Les mêmes causes peuvent-elles générer des effets similaires ? Dimanche dernier, des élus, fonctionnaires, responsables associatifs de la région de Tombouctou ont exigé l’arrêt immédiat des exactions contre les civils : les soldats maliens s’en prennent à de présumés collaborateurs des djihadistes. Des arrestations de véritables collaborateurs se sont produites, mais l’armée réfute tout débordement. Mais des Arabes maliens ont aussi manifesté à Nouakchott (Mauritanie) devant le siège du programme des Nations Unies (Pnud). Ils dénoncent des exécutions et des tortures. D’autres réfugiés condamnent les exactions du MNLA.

Au nord, l’armée malienne, sous-équipée, est aussi très mal ravitaillée. La solde du militaire de base est de l’ordre de 70 euros mensuels mais il faut parfois rembourser les pots de vin (plus de 200 ou 300 euros) pour se faire recruter. La solde est parfois détournée, les officiers trafiquant sur le ravitaillement en vivres. En dix ans, l’ancien président Amadou Toumani Touré avait nommé pas moins de 45 généraux dont l’essentiel de l’activité consiste à faire des affaires. Mais on en voit toutefois certains sur le terrain : ils viennent accueillir et congratuler leurs homologues d’autres pays africains en visite d’inspection de leurs propres contingents, puis repartent, soit en hélicoptère, soit en voitures de luxe.

On ne sait trop pourquoi, le Mali vient de conclure avec la Guinée un contrat de plusieurs milliards pour construire et aménager près de Conakry des entrepôts militaires. Le ministre de la Défense malienne, un général de brigade, s’est bien sûr félicité de cette « coopération ». On ne sait trop quelle réciprocité le Mali peut en attendre.
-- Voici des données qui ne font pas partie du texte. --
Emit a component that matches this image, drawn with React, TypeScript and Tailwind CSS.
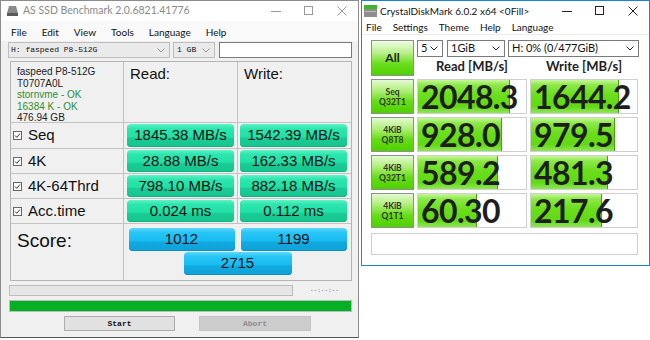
import React from 'react';

type SsdRow = { label: string; read: string; write: string; h: string };

const ssdRows: SsdRow[] = [
  { label: 'Seq', read: '1845.38 MB/s', write: '1542.39 MB/s', h: 'h-[26px]' },
  { label: '4K', read: '28.88 MB/s', write: '162.33 MB/s', h: 'h-[25px]' },
  { label: '4K-64Thrd', read: '798.10 MB/s', write: '882.18 MB/s', h: 'h-[25px]' },
  { label: 'Acc.time', read: '0.024 ms', write: '0.112 ms', h: 'h-[25px]' },
];

type CdmRow = { top: string; bottom: string; read: string; readPct: number; write: string; writePct: number };

const cdmRows: CdmRow[] = [
  { top: 'Seq', bottom: 'Q32T1', read: '2048.3', readPct: 85, write: '1644.2', writePct: 83 },
  { top: '4KiB', bottom: 'Q8T8', read: '928.0', readPct: 78, write: '979.5', writePct: 79 },
  { top: '4KiB', bottom: 'Q32T1', read: '589.2', readPct: 74, write: '481.3', writePct: 73 },
  { top: '4KiB', bottom: 'Q1T1', read: '60.30', readPct: 55, write: '217.6', writePct: 67 },
];

const WinControls = ({ color }: { color: string }) => (
  <div className="flex h-full ml-auto">
    <div className="w-[33px] flex items-center justify-center">
      <svg width="10" height="10" viewBox="0 0 10 10"><line x1="0" y1="5.5" x2="10" y2="5.5" stroke={color} strokeWidth="1" /></svg>
    </div>
    <div className="w-[33px] flex items-center justify-center">
      <svg width="10" height="10" viewBox="0 0 10 10"><rect x="0.5" y="0.5" width="8" height="8" fill="none" stroke={color} strokeWidth="1" /></svg>
    </div>
    <div className="w-[33px] flex items-center justify-center">
      <svg width="10" height="10" viewBox="0 0 10 10"><path d="M0.5 0.5 L9.5 9.5 M9.5 0.5 L0.5 9.5" stroke={color} strokeWidth="1" /></svg>
    </div>
  </div>
);

const Chevron = ({ color = '#555' }: { color?: string }) => (
  <svg width="8" height="5" viewBox="0 0 8 5"><polyline points="0.5,0.5 4,4 7.5,0.5" fill="none" stroke={color} strokeWidth="1" /></svg>
);

const CheckBox = () => (
  <svg width="9" height="9" viewBox="0 0 9 9" className="shrink-0">
    <rect x="0.5" y="0.5" width="8" height="8" fill="#fff" stroke="#666" />
    <polyline points="2,4.5 3.8,6.3 7,2.5" fill="none" stroke="#333" strokeWidth="1" />
  </svg>
);

const GreenBar = ({ text }: { text: string }) => (
  <div className="h-full rounded-[4px] flex items-center justify-center text-[15px] text-[#111] bg-[linear-gradient(to_bottom,#5ff3c8_0%,#2ce6ad_20%,#22e0a6_55%,#19cc95_62%,#17c48e_100%)] shadow-[inset_0_-1px_0_#12b282]">
    {text}
  </div>
);

const BlueBar = ({ text, w }: { text: string; w: string }) => (
  <div className={`${w} h-[23px] rounded-[4px] flex items-center justify-center text-[15px] text-[#111] bg-[linear-gradient(to_bottom,#5dd8fb_0%,#27c5f5_20%,#19bcf1_55%,#10a9e0_62%,#0ea2d8_100%)] shadow-[inset_0_-1px_0_#0b8fc2]`}>
    {text}
  </div>
);

const AsSsd = () => (
  <div className="w-[359px] h-[338px] border border-[#8c8c8c] border-b-[#555] bg-[#f0f0f0] flex flex-col font-['Liberation_Sans']">
    <div className="h-[20px] bg-white flex items-center">
      <svg width="11" height="10" viewBox="0 0 11 10" className="ml-[6px]">
        <path d="M2 0 H9 L11 7 H0 Z" fill="#8a8a8a" />
        <rect x="0" y="7" width="11" height="3" fill="#5a5a5a" />
      </svg>
      <span className="ml-[5px] text-[10.5px] text-[#8a8a8a] font-['Lato']">AS SSD Benchmark 2.0.6821.41776</span>
      <WinControls color="#9a9a9a" />
    </div>
    <div className="h-[20px] bg-[#f9f9f9] flex items-center pl-[10px] pt-[2px] gap-[15px] text-[10px] text-[#111] font-['Lato']">
      <span>File</span>
      <span>Edit</span>
      <span>View</span>
      <span>Tools</span>
      <span>Language</span>
      <span>Help</span>
    </div>
    <div className="flex items-center h-[16px] ml-[7px] mt-[1px] font-['Liberation_Mono'] text-[8px] text-[#111]">
      <div className="w-[162px] h-full border border-[#bdbdbd] bg-[#eaeaea] flex items-center pl-[2px] pr-[4px]">
        <span>H: faspeed P8-512G</span>
        <span className="ml-auto"><Chevron color="#999" /></span>
      </div>
      <div className="w-[42px] h-full ml-[3px] border border-[#bdbdbd] bg-[#eaeaea] flex items-center pl-[3px] pr-[4px]">
        <span>1 GB</span>
        <span className="ml-auto"><Chevron color="#999" /></span>
      </div>
      <div className="w-[133px] h-full ml-[4px] border border-[#7a7a7a] bg-white" />
    </div>
    <div className="ml-[9px] mt-[3px] w-[342px] border border-[#b4b4b4]">
      <div className="flex h-[61px] border-b border-[#c3c3c3]">
        <div className="w-[113px] border-r border-[#c3c3c3] pl-[6px] pt-[4px] text-[10px] leading-[11.5px] text-[#222]">
          <div>faspeed P8-512G</div>
          <div>T0707A0L</div>
          <div className="text-[#2f8f2f]">stornvme - OK</div>
          <div className="text-[#2f8f2f]">16384 K - OK</div>
          <div>476.94 GB</div>
        </div>
        <div className="w-[114px] border-r border-[#c3c3c3] pl-[6px] pt-[1px] text-[15px] text-[#111]">Read:</div>
        <div className="flex-1 pl-[6px] pt-[1px] text-[15px] text-[#111]">Write:</div>
      </div>
      {ssdRows.map((r) => (
        <div key={r.label} className={`flex ${r.h} border-b border-[#c3c3c3]`}>
          <div className="w-[113px] border-r border-[#c3c3c3] flex items-center pl-[2px] gap-[6px] text-[15px] text-[#111]">
            <CheckBox />
            <span>{r.label}</span>
          </div>
          <div className="w-[114px] border-r border-[#c3c3c3] py-[1px] pl-[3px] pr-[3px]">
            <GreenBar text={r.read} />
          </div>
          <div className="flex-1 py-[1px] pl-[2px] pr-[4px]">
            <GreenBar text={r.write} />
          </div>
        </div>
      ))}
      <div className="flex h-[56px]">
        <div className="w-[113px] border-r border-[#c3c3c3] pl-[6px] pt-[3px] text-[19px] text-[#111]">Score:</div>
        <div className="flex-1 flex flex-col items-center pt-[4px]">
          <div className="flex gap-[6px]">
            <BlueBar text="1012" w="w-[106px]" />
            <BlueBar text="1199" w="w-[106px]" />
          </div>
          <div className="mt-[1px]">
            <BlueBar text="2715" w="w-[108px]" />
          </div>
        </div>
      </div>
    </div>
    <div className="flex items-center mt-[4px] ml-[8px]">
      <div className="w-[284px] h-[11px] border border-[#bcbcbc] bg-[#e6e6e6]" />
      <span className="ml-[17px] text-[6px] text-[#555] font-['Liberation_Mono']">--:--:--</span>
    </div>
    <div className="ml-[8px] mt-[4px] w-[343px] h-[12px] border border-[#bcbcbc] bg-[#06b025]" />
    <div className="flex mt-[4px] ml-[63px] gap-[24px] font-['Liberation_Mono'] text-[8px]">
      <div className="w-[111px] h-[15px] border border-[#adadad] bg-[#e1e1e1] flex items-center justify-center text-[#111] font-bold">Start</div>
      <div className="w-[112px] h-[15px] border border-[#c4c4c4] bg-[#cccccc] flex items-center justify-center text-[#8c8c8c] font-bold">Abort</div>
    </div>
  </div>
);

const Combo = ({ text, w, ml }: { text: string; w: string; ml: string }) => (
  <div className={`${w} ${ml} h-full border border-[#7a7a7a] bg-white flex items-center pl-[3px] pr-[4px] text-[11px] text-[#111]`}>
    <span>{text}</span>
    <span className="ml-auto"><Chevron color="#222" /></span>
  </div>
);

const ValueBox = ({ value, pct, w }: { value: string; pct: number; w: string }) => (
  <div className={`relative ${w} h-full border border-[#cfcfcf] bg-white flex items-center`}>
    <div
      className="absolute left-0 top-0 bottom-0 border-r border-[#4f9d10] bg-[linear-gradient(to_bottom,#c6f79a_0%,#8ee84a_15%,#6ade1c_45%,#62d914_80%,#8fe655_100%)]"
      style={{ width: `${pct}%` }}
    />
    <div className="relative pl-[3px] h-[31px] text-[32px] leading-[31px] font-bold text-[#1e1e1e] tracking-[-0.6px] whitespace-nowrap">{value}</div>
  </div>
);

const Cdm = () => (
  <div className="ml-[2px] w-[289px] h-[266px] border border-[#1883d7] bg-white flex flex-col font-['Lato']">
    <div className="h-[20px] flex items-center">
      <svg width="13" height="12" viewBox="0 0 13 12" className="ml-[2px]">
        <rect x="0" y="0" width="13" height="4" fill="#3fb52a" />
        <rect x="0" y="4" width="13" height="8" fill="#8e8e8e" />
        <rect x="1" y="6" width="11" height="1" fill="#bcbcbc" />
      </svg>
      <span className="ml-[3px] text-[10px] text-[#111]">CrystalDiskMark 6.0.2 x64 &lt;0Fill&gt;</span>
      <WinControls color="#222" />
    </div>
    <div className="h-[14px] flex items-center pl-[4px] gap-[11px] text-[10px] text-[#111] border-b border-[#ececec]">
      <span>File</span>
      <span>Settings</span>
      <span>Theme</span>
      <span>Help</span>
      <span>Language</span>
    </div>
    <div className="pl-[9px] pt-[5px] flex flex-col">
      <div className="flex h-[36px]">
        <div className="w-[43px] h-full border border-[#8f8f8f] flex items-center justify-center text-[12px] font-bold text-[#222] bg-[linear-gradient(to_bottom,#eefde4_0%,#b8f08a_35%,#6ede22_65%,#4fd100_100%)]">
          All
        </div>
        <div className="ml-[3px] flex flex-col">
          <div className="flex h-[17px]">
            <Combo text="5" w="w-[26px]" ml="ml-0" />
            <Combo text="1GiB" w="w-[58px]" ml="ml-[4px]" />
            <Combo text="H: 0% (0/477GiB)" w="w-[131px]" ml="ml-[3px]" />
          </div>
          <div className="flex h-[19px] items-center text-[13px] font-bold text-[#222]">
            <div className="w-[110px] text-center">Read [MB/s]</div>
            <div className="w-[108px] ml-[3px] text-center">Write [MB/s]</div>
          </div>
        </div>
      </div>
      {cdmRows.map((r, i) => (
        <div key={i} className="flex h-[35px] mt-[3px] gap-[3px]">
          <div className="w-[43px] h-full border border-[#8f8f8f] flex flex-col items-center justify-center text-[8.5px] leading-[10px] font-bold text-[#333] bg-[linear-gradient(to_bottom,#e4fad2_0%,#aaee72_35%,#66dc18_65%,#4fd100_100%)]">
            <span>{r.top}</span>
            <span>{r.bottom}</span>
          </div>
          <ValueBox value={r.read} pct={r.readPct} w="w-[110px]" />
          <ValueBox value={r.write} pct={r.writePct} w="w-[108px]" />
        </div>
      ))}
      <div className="mt-[5px] w-[267px] h-[22px] border border-[#cfcfcf] bg-white" />
    </div>
  </div>
);

export default function App() {
  return (
    <div className="w-[650px] h-[340px] bg-white flex items-start overflow-hidden">
      <AsSsd />
      <Cdm />
    </div>
  );
}
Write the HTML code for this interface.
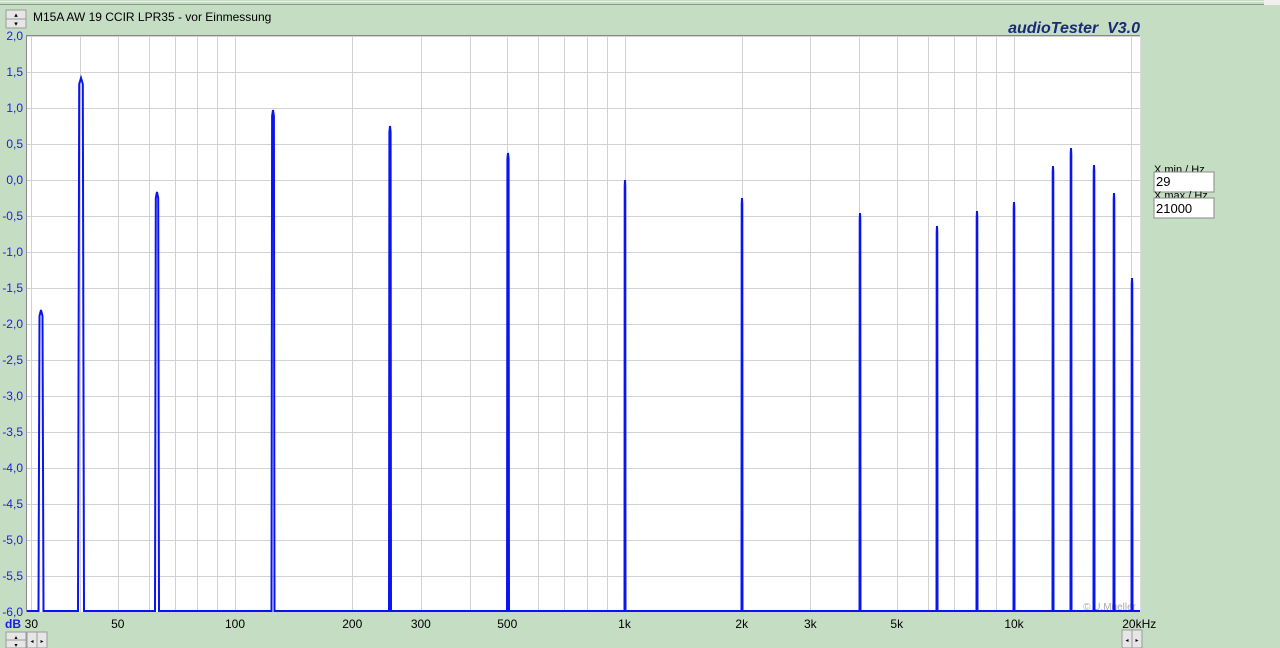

En fait, si le contingent français se retirait, il n’est pas sûr que la reprise des villes du nord soit durable à moins d’en faire de véritables camps retranchés. L’Algérie ne veut pas intervenir et ne tient pas à ce que le Maroc (il est allégué que des islamistes réfugiés du Mali se trouvent dans des camps sahraouis) prenne un rôle actif. Seul le roi du Maroc pourrait en décider.